For the weeks leading up to the midterm election, a major Democratic Party talking point was that “democracy is on the ballot.” This claim reflected a widespread belief among voters of both parties about the fragility of the American political system. According to exit polls, 68 percent of voters—including roughly equal shares of Democrats and Republicans—believe the nation’s democracy is under threat.
But in another, much more literal way, democracy was on the ballot in 2022. Across the country, state and local referenda gave voters a chance to enact the recommendations in Our Common Purpose. Almost everywhere, they did just that, supporting ballot measures to expand ranked-choice voting, increase access to early voting, and improve transparency around election funding. The passage of these measures reflects an enthusiasm for reinventing American democracy and for the ideas put forth in the Academy’s report.
Perhaps the most significant victory for constitutional democracy was the continued expansion of ranked-choice voting (RCV. In a ranked-choice voting system, voters rank candidates in order of preference.

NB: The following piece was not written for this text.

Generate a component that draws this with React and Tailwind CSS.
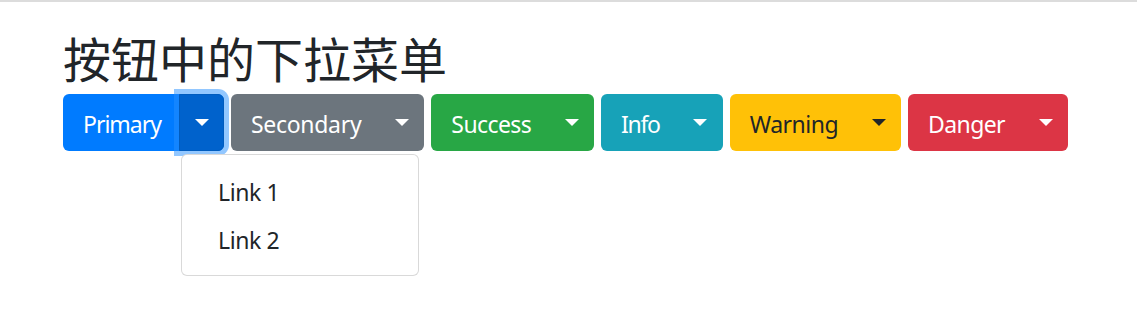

Votes are then tallied until a candidate receives a majority of votes.
RCV was a winner around the country. A ballot question that included RCV passed in Nevada, making it the third state to adopt RCV statewide. At the local level, RCV passed in Seattle, as well as in cities in Illinois, Colorado, Maine, and Oregon. This builds on recent momentum for Ranked-Choice Voting in New York City, Alaska and Utah. The news wasn’t all positive for advocates of Ranked Choice Voting. RCV was also on the ballot in Clark County and San Juan County, Washington, where voters rejected referenda to implement it for elections for county officials.
The election also provided evidence of the drawbacks of a non-ranked choice system. With Georgia facing the prospect of yet another Senate runoff, the Peach State offers a prime example of how this reform would create an election process that is less exhausting and less costly for voters and candidates alike.

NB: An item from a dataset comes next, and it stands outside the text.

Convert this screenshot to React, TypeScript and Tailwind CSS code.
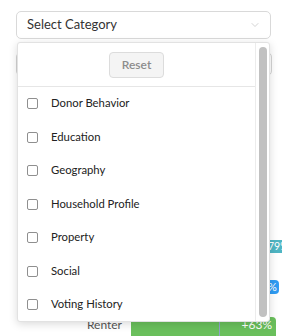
import { ChevronDown } from 'lucide-react'

const CATEGORIAS = [
  'Donor Behavior',
  'Education',
  'Geography',
  'Household Profile',
  'Property',
  'Social',
  'Voting History',
]

export default function App() {
  return (
    <div
      className="relative h-[336px] w-[282px] overflow-hidden bg-white"
      style={{ fontFamily: 'Lato, "Open Sans", sans-serif' }}
    >
      {/* SELECT */}
      <div className="ml-4 mt-[11px] flex h-[28px] w-[255px] items-center justify-between rounded-[5px] border border-[#d9d9d9] bg-white pl-[10px] pr-[9px]">
        <span className="text-[13px] text-[#333]">Select Category</span>
        <ChevronDown className="h-[12px] w-[12px] text-[#c4c4c4]" strokeWidth={1.5} />
      </div>

      {/* conteúdo por trás */}
      <div className="ml-4 mt-[13px] h-[24px] w-[256px] rounded-[5px] border border-[#d4d4d4] bg-white" />

      <div className="relative mt-[164px] h-[13px]">
        <div className="absolute left-[268px] top-0 flex h-[13px] w-[20px] items-center rounded-r-[3px] bg-[#4fb5c3] text-[10.5px] text-white">
          79%
        </div>
      </div>
      <div className="relative mt-[27px] h-[14px]">
        <div className="absolute left-[267px] top-0 flex h-[14px] w-[12px] items-center rounded-r-[4px] bg-[#2f9cf3] pl-[1px] text-[11px] text-white">
          %
        </div>
      </div>

      <div className="mt-[23px] flex h-[19px] items-start">
        <div className="w-[122px] pt-[0px] text-right text-[12px] leading-[15px] text-[#555]">Renter</div>
        <div className="relative ml-[9px] flex h-[19px] w-[145px] items-start justify-end rounded-tr-[4px] bg-[#6abf5c] pr-[4px] text-[12px] leading-[15px] text-white">
          <div className="absolute left-[88px] top-0 h-full w-px bg-[#8fa0c8]" />
          +63%
        </div>
      </div>

      {/* DROPDOWN */}
      <div className="absolute left-[17px] top-[42px] flex h-[280px] w-[253px] rounded-[3px] border border-[#e2e2e2] bg-white shadow-[0_2px_8px_rgba(0,0,0,0.15)]">
        <div className="flex w-[238px] flex-col">
          <div className="flex h-[44px] shrink-0 items-center justify-center border-b border-[#e6e6e6]">
            <button className="mt-[1px] h-[26px] w-[55px] rounded-[4px] border border-[#dcdcdc] bg-[#f4f4f4] text-[12px] font-semibold text-[#8c8c8c]">
              Reset
            </button>
          </div>
          {CATEGORIAS.map((c) => (
            <label key={c} className="flex h-[33.5px] shrink-0 items-center">
              <span className="ml-[9px] h-[11px] w-[11px] rounded-[2px] border border-[#8f8f8f] bg-white" />
              <span className="ml-[13px] text-[11.3px] text-[#222]">{c}</span>
            </label>
          ))}
        </div>
        <div className="flex w-[14px] justify-center border-l border-[#ececec] pb-[4px] pt-[4px]">
          <div className="w-[8px] rounded-full bg-[#c1c1c1]" />
        </div>
      </div>
    </div>
  )
}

Though not as high profile, other changes to election and voting calendars will have a major impact in making it easier for more people to participate in American democracy. In Connecticut, a ballot question allowing the state legislature to enact early in-person voting garnered more than 60 percent of the vote. Recommendation 2.1 of Our Common Purpose supports state-level legislation in all states to implement vote centers and early voting.
In California, Colorado, Florida, and Washington, local reforms to election calendars will align local elections with federal ones. This follows in the spirit of Recommendation 2.2 of Our Common Purpose, which calls for changing federal election day to Veterans Day, and aligning state election calendars with this new federal election day. In the United States, elections occur more frequently than nearly every other country, which depresses turnout. By aligning local, state, and federal election calendars, voters will make it easier for more people to have a say in who represents them at every level.

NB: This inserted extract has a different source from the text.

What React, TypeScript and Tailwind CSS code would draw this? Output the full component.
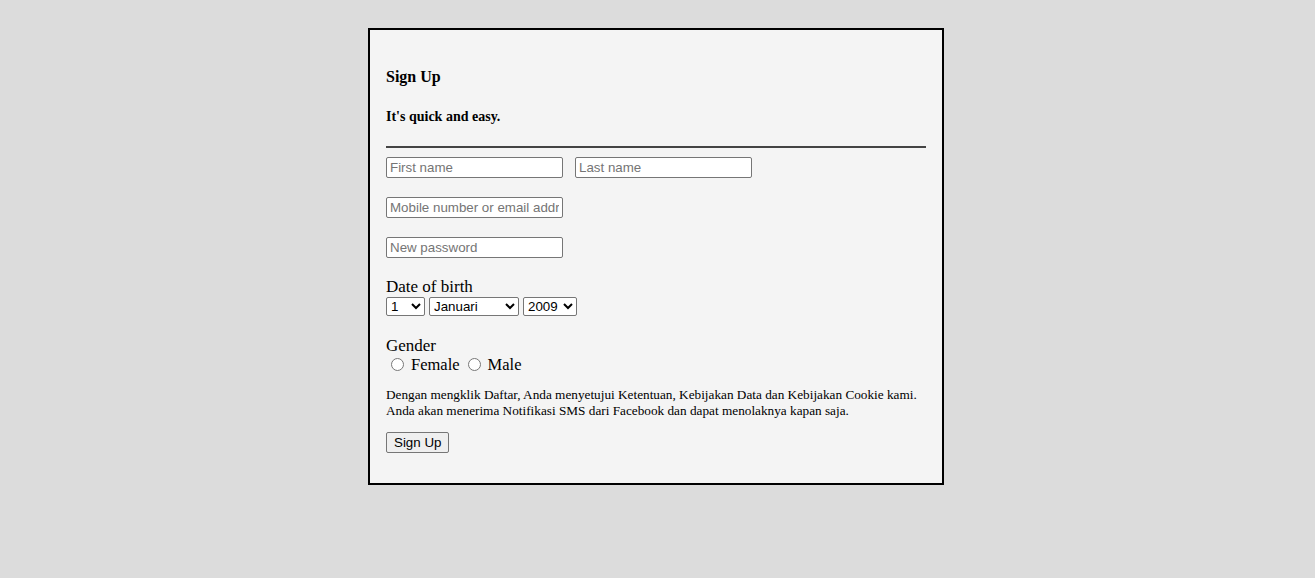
import React from "react";

const serif = { fontFamily: '"Liberation Serif", "DejaVu Serif", serif' };

export default function App() {
  const inputCls =
    "block w-[177px] h-[21px] border border-[#767676] rounded-[2px] bg-white px-[3px] text-[13.333px] text-black placeholder:text-[#757575] outline-none";
  const inputFont = { fontFamily: '"Liberation Sans", Arial, sans-serif' };
  const selectCls =
    "block h-[19px] border border-[#767676] rounded-[2px] bg-white text-[13.333px] text-black";
  const days = Array.from({ length: 31 }, (_, i) => i + 1);
  const months = ["Januari","Februari","Maret","April","Mei","Juni","Juli","Agustus","September","Oktober","November","Desember"];
  const years = Array.from({ length: 60 }, (_, i) => 2009 - i);
  return (
    <div className="w-[1315px] h-[578px] bg-[#dcdcdc] pt-[28px]" style={serif}>
      <div className="ml-[368px] w-[576px] h-[457px] border-2 border-black bg-[#f4f4f4] px-[16px] pt-[38px] text-black flex flex-col items-start">
        <h3 className="text-[16px] leading-[18px] font-bold">Sign Up</h3>
        <p className="mt-[23px] text-[14px] leading-[16px] font-bold">It's quick and easy.</p>
        <div className="mt-[21px] h-[2px] w-full bg-[#444]" />
        <div className="mt-[9px] flex gap-[12px]">
          <input className={inputCls} style={inputFont} placeholder="First name" />
          <input className={inputCls} style={inputFont} placeholder="Last name" />
        </div>
        <input className={`${inputCls} mt-[19px]`} style={inputFont} placeholder="Mobile number or email address" />
        <input className={`${inputCls} mt-[19px]`} style={inputFont} type="password" placeholder="New password" />
        <div className="mt-[19px] text-[17px] leading-[19px]">Date of birth</div>
        <div className="mt-[1px] flex gap-[4px]">
          <select className={`${selectCls} w-[39px]`} style={inputFont} defaultValue="1">
            {days.map((d) => (<option key={d} value={d}>{d}</option>))}
          </select>
          <select className={`${selectCls} w-[90px]`} style={inputFont} defaultValue="Januari">
            {months.map((m) => (<option key={m} value={m}>{m}</option>))}
          </select>
          <select className={`${selectCls} w-[54px]`} style={inputFont} defaultValue="2009">
            {years.map((y) => (<option key={y} value={y}>{y}</option>))}
          </select>
        </div>
        <div className="mt-[20px] text-[17px] leading-[19px]">Gender</div>
        <div className="flex items-center text-[16.5px] leading-[19px]">
          <input type="radio" name="g" className="ml-[5px] mr-[7px] w-[13px] h-[13px]" />
          <span>Female</span>
          <input type="radio" name="g" className="ml-[8px] mr-[7px] w-[13px] h-[13px]" />
          <span>Male</span>
        </div>
        <p className="mt-[13px] text-[13.25px] leading-[16px]">
          Dengan mengklik Daftar, Anda menyetujui Ketentuan, Kebijakan Data dan Kebijakan Cookie kami.
          <br />
          Anda akan menerima Notifikasi SMS dari Facebook dan dapat menolaknya kapan saja.
        </p>
        <button
          className="mt-[13px] h-[21px] px-[7px] border border-[#767676] rounded-[2px] bg-[#efefef] text-[13.333px] text-black"
          style={inputFont}
        >
          Sign Up
        </button>
      </div>
    </div>
  );
}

Finally, Arizonans indicated a desire for more transparency about election funding. Voters passed a proposition increasing the requirements for campaigns to disclose the source of contributions over $5,000. This proposition is closely related to Recommendation 1.6 of Our Common Purpose, which calls for the passage of strong campaign-finance disclosure laws. These laws will give voters a clearer picture of who is running political ads and shaping campaigns, and may mitigate the impact of special-interest spending.
Democracy—and Our Common Purpose recommendations—was a big winner in the midterm elections. The midterm election’s outcomes make clear that voters from both parties and from all over the country are eager to improve their political institutions. If we look beyond the partisan rhetoric and party battles, Americans can agree on a lot of things, including ways to make their political institutions work better for years to come.